* PROVIDED DATA:
****************

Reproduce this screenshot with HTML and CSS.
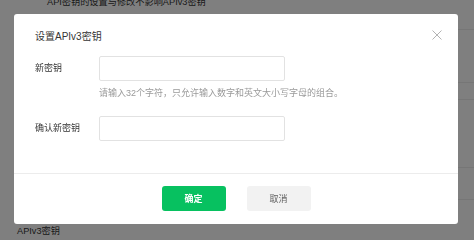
FILE: index.html
```html
<!DOCTYPE html>
<html lang="zh-CN">
<head>
<meta charset="utf-8">
<title>设置APIv3密钥</title>
<link rel="stylesheet" href="styles.css">
</head>
<body>
<div class="page">
  <div class="row row-a"><p class="page-note">API密钥的设置与修改不影响APIv3密钥</p></div>
  <div class="row row-b"></div>
  <div class="row row-c"></div>
  <div class="row row-d"></div>
  <div class="row row-e"></div>
  <p class="page-label">APIv3密钥</p>
</div>
<div class="mask"></div>
<div class="dialog">
  <div class="dialog-hd">
    <h3 class="dialog-title">设置APIv3密钥</h3>
    <svg class="dialog-close" width="10" height="10" viewBox="0 0 10 10"><path d="M0.5 0.5L9.5 9.5M9.5 0.5L0.5 9.5" stroke="#aaaaaa" stroke-width="0.9" fill="none"/></svg>
  </div>
  <div class="dialog-bd">
    <div class="form-row">
      <label class="form-label">新密钥</label>
      <div class="form-ctrl">
        <input class="form-input" type="text">
        <p class="form-tips">请输入32个字符，只允许输入数字和英文大小写字母的组合。</p>
      </div>
    </div>
    <div class="form-row">
      <label class="form-label">确认新密钥</label>
      <div class="form-ctrl">
        <input class="form-input" type="text">
      </div>
    </div>
  </div>
  <div class="dialog-ft">
    <button class="btn btn-primary">确定</button>
    <button class="btn btn-default">取消</button>
  </div>
</div>
</body>
</html>
```

FILE: styles.css
```css
html, body {
  margin: 0;
  padding: 0;
  width: 474px;
  height: 237px;
  overflow: hidden;
  background: #fff;
  font-family: "Liberation Sans", "Noto Sans CJK SC", sans-serif;
  color: #353535;
}

.page {
  display: flex;
  flex-direction: column;
}

.row {
  margin-left: 30px;
  border-bottom: 1px solid #ececec;
  box-sizing: border-box;
}
.row-a { height: 30px; }
.row-b { height: 53px; }
.row-c { height: 17px; }
.row-d { height: 68px; }
.row-e { height: 32px; }

.page-note {
  margin: -3px 0 0 17px;
  font-size: 9.2px;
  line-height: 11px;
  color: #353535;
}

.page-label {
  margin: 25px 0 0 17px;
  font-size: 9.2px;
  line-height: 12px;
  color: #353535;
}

.mask {
  position: fixed;
  inset: 0;
  background: rgba(0, 0, 0, 0.5);
}

.dialog {
  position: absolute;
  left: 14px;
  top: 14px;
  width: 444px;
  height: 210px;
  background: #fff;
  border-radius: 3px;
  display: flex;
  flex-direction: column;
  box-sizing: border-box;
}

.dialog-hd {
  height: 42px;
  padding: 0 16px 0 21px;
  display: flex;
  align-items: center;
  justify-content: space-between;
}

.dialog-title {
  margin: 0;
  font-size: 10px;
  font-weight: normal;
  color: #353535;
}

.dialog-close {
  display: block;
}

.dialog-bd {
  flex: 1;
  padding: 0 21px;
  display: flex;
  flex-direction: column;
  gap: 17px;
}

.form-row {
  display: grid;
  grid-template-columns: 64px 186px;
  align-items: start;
}

.form-label {
  font-size: 9px;
  line-height: 25px;
  color: #353535;
}

.form-input {
  display: block;
  box-sizing: border-box;
  width: 186px;
  height: 25px;
  margin: 0;
  border: 1px solid #e2e2e2;
  border-radius: 2px;
  background: #fff;
  outline: none;
}

.form-tips {
  margin: 6px 0 0;
  font-size: 9px;
  line-height: 12px;
  color: #9a9a9a;
  white-space: nowrap;
}

.dialog-ft {
  border-top: 1px solid #ececec;
  padding: 12px 0 13px;
  display: flex;
  justify-content: center;
  gap: 21px;
}

.btn {
  width: 64px;
  height: 25px;
  border: none;
  border-radius: 3px;
  font-family: "Liberation Sans", "Noto Sans CJK SC", sans-serif;
  font-size: 9px;
  padding: 0;
}

.btn-primary {
  background: #07c160;
  color: #fff;
  font-weight: bold;
}

.btn-default {
  background: #f2f2f2;
  color: #606060;
}
```
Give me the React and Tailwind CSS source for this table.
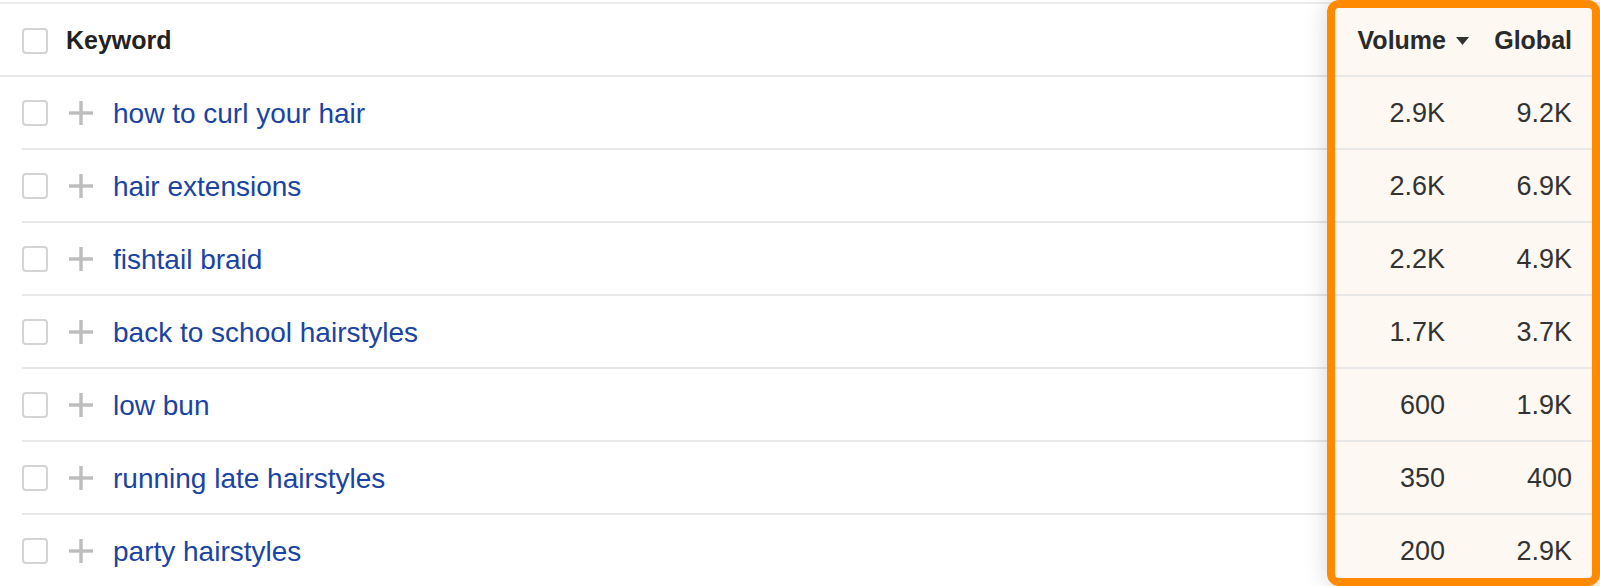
import { useState } from 'react'

const rows = [
  { keyword: 'how to curl your hair', volume: '2.9K', global: '9.2K' },
  { keyword: 'hair extensions', volume: '2.6K', global: '6.9K' },
  { keyword: 'fishtail braid', volume: '2.2K', global: '4.9K' },
  { keyword: 'back to school hairstyles', volume: '1.7K', global: '3.7K' },
  { keyword: 'low bun', volume: '600', global: '1.9K' },
  { keyword: 'running late hairstyles', volume: '350', global: '400' },
  { keyword: 'party hairstyles', volume: '200', global: '2.9K' },
]

function Checkbox({ checked, onChange }) {
  return (
    <button
      onClick={onChange}
      className={`w-[26px] h-[26px] flex-shrink-0 rounded-[4px] border-2 ${
        checked ? 'border-[#1a43a3] bg-[#1a43a3]' : 'border-[#d4d4d4] bg-white'
      }`}
    />
  )
}

function Plus() {
  return (
    <svg width="24" height="24" viewBox="0 0 24 24" className="flex-shrink-0">
      <rect x="10.3" y="0" width="3.4" height="24" fill="#bdbdbd" />
      <rect x="0" y="10.3" width="24" height="3.4" fill="#bdbdbd" />
    </svg>
  )
}

export default function App() {
  const [checked, setChecked] = useState({})
  const toggle = (k) => setChecked((c) => ({ ...c, [k]: !c[k] }))

  return (
    <div
      className="relative h-[586px] w-[1600px] overflow-hidden bg-white"
      style={{ fontFamily: '"Liberation Sans", Arial, sans-serif' }}
    >
      {/* top rule */}
      <div className="mt-[2px] h-[2px] bg-[#ececef]" />

      {/* header */}
      <div className="grid h-[73px] grid-cols-[1fr_135px_130px] border-b-2 border-[#e8e8e8]">
        <div className="flex items-center gap-[18px] pl-[22px] pt-[2px]">
          <Checkbox checked={checked.all} onChange={() => toggle('all')} />
          <span className="text-[25px] font-bold text-[#222]">Keyword</span>
        </div>
        <div className="flex items-center justify-end gap-[10px] bg-[#fdf8f2] pr-[1px] pt-[2px]">
          <span className="text-[25px] font-bold text-[#2a2a2a]">Volume</span>
          <svg width="13" height="8" viewBox="0 0 13 8">
            <path d="M0 0h13L6.5 8z" fill="#333" />
          </svg>
        </div>
        <div className="flex items-center justify-end bg-[#fdf8f2] pr-[28px] pt-[2px]">
          <span className="text-[25px] font-bold text-[#2a2a2a]">Global</span>
        </div>
      </div>

      {/* rows */}
      {rows.map((r) => (
        <div key={r.keyword} className="pl-[22px]">
          <div className="grid h-[73px] grid-cols-[1fr_135px_130px] border-b-2 border-[#e8e8e8]">
            <div className="flex items-center">
              <Checkbox checked={checked[r.keyword]} onChange={() => toggle(r.keyword)} />
              <span className="ml-[21px]">
                <Plus />
              </span>
              <a href="#" className="ml-[20px] pt-[2px] text-[28px] text-[#1a43a3]">
                {r.keyword}
              </a>
            </div>
            <div className="flex items-center justify-end bg-[#fdf8f2] pr-[25px] pt-[2px] text-[27px] text-[#333]">
              {r.volume}
            </div>
            <div className="flex items-center justify-end bg-[#fdf8f2] pr-[28px] pt-[2px] text-[27px] text-[#333]">
              {r.global}
            </div>
          </div>
        </div>
      ))}

      {/* highlight frame over the metric columns */}
      <div className="pointer-events-none absolute right-0 top-0 h-[586px] w-[273px] rounded-[12px] border-[8px] border-[#ff8a00] shadow-[0_0_24px_rgba(0,0,0,0.16)]" />
    </div>
  )
}
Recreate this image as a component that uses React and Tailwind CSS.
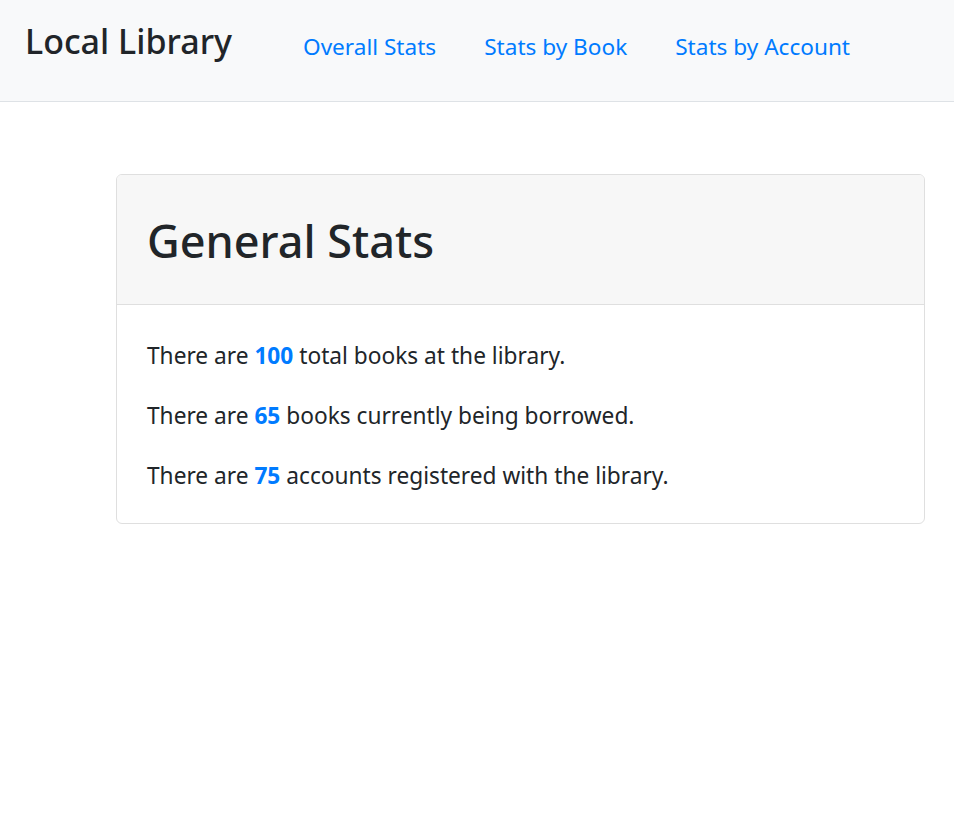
import React from 'react';

const navLinks = ['Overall Stats', 'Stats by Book', 'Stats by Account'];

const stats = [
    { count: 100, rest: 'total books at the library.' },
    { count: 65, rest: 'books currently being borrowed.' },
    { count: 75, rest: 'accounts registered with the library.' }
];

const App = () => {
    return (
        <div className="min-h-screen bg-white text-[#212529] font-['Noto_Sans',sans-serif]">
            {/* Navbar */}
            <nav className="h-[102px] bg-[#f8f9fa] border-b border-[#dee2e6] flex items-start">
                <a className="ml-[25px] mt-[17px] text-[34px] font-medium leading-[48px] text-[#212529] whitespace-nowrap">
                    Local Library
                </a>
                <ul className="flex ml-[47px] mt-[28px]">
                    {navLinks.map(link => (
                        <li key={link}>
                            <a className="block px-[24px] text-[22.6px] leading-[38px] text-[#007bff] whitespace-nowrap">{link}</a>
                        </li>
                    ))}
                </ul>
            </nav>

            {/* Card */}
            <div className="ml-[116px] mt-[72px] w-[809px] border border-[#dfdfdf] rounded-md overflow-hidden">
                <div className="h-[130px] bg-[#f7f7f7] border-b border-[#dfdfdf] flex items-center px-[30px]">
                    <h1 className="text-[45px] font-medium leading-none pt-[2px]">General Stats</h1>
                </div>
                <div className="px-[30px] pt-[33px] pb-[29px] flex flex-col gap-[24px]">
                    {stats.map(s => (
                        <p key={s.count} className="text-[22.7px] leading-[36px]">
                            There are <span className="font-bold text-[#007bff]">{s.count}</span> {s.rest}
                        </p>
                    ))}
                </div>
            </div>
        </div>
    );
};

export default App;
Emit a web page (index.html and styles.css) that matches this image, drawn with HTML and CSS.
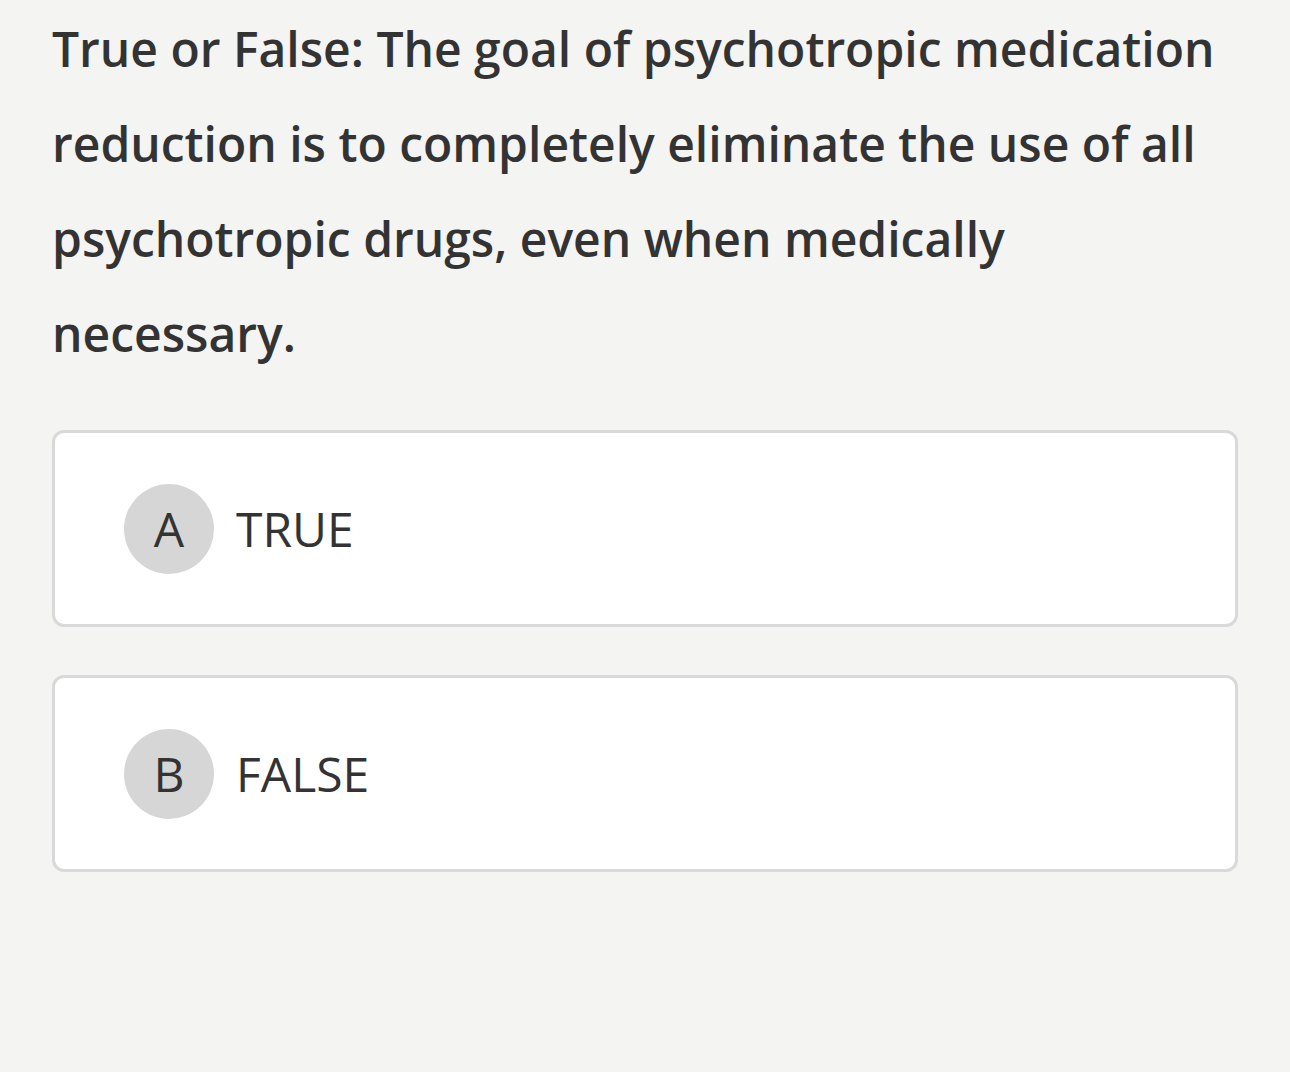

****************

* SET EXERCISE: Each line above that holds the string "with" should be copied and shown.

* THE REPLY:
Reproduce this screenshot with HTML and CSS.
    { count: 75, rest: 'accounts registered with the library.' }
Emit a web page (index.html and styles.css) that matches this image, drawn with HTML and CSS.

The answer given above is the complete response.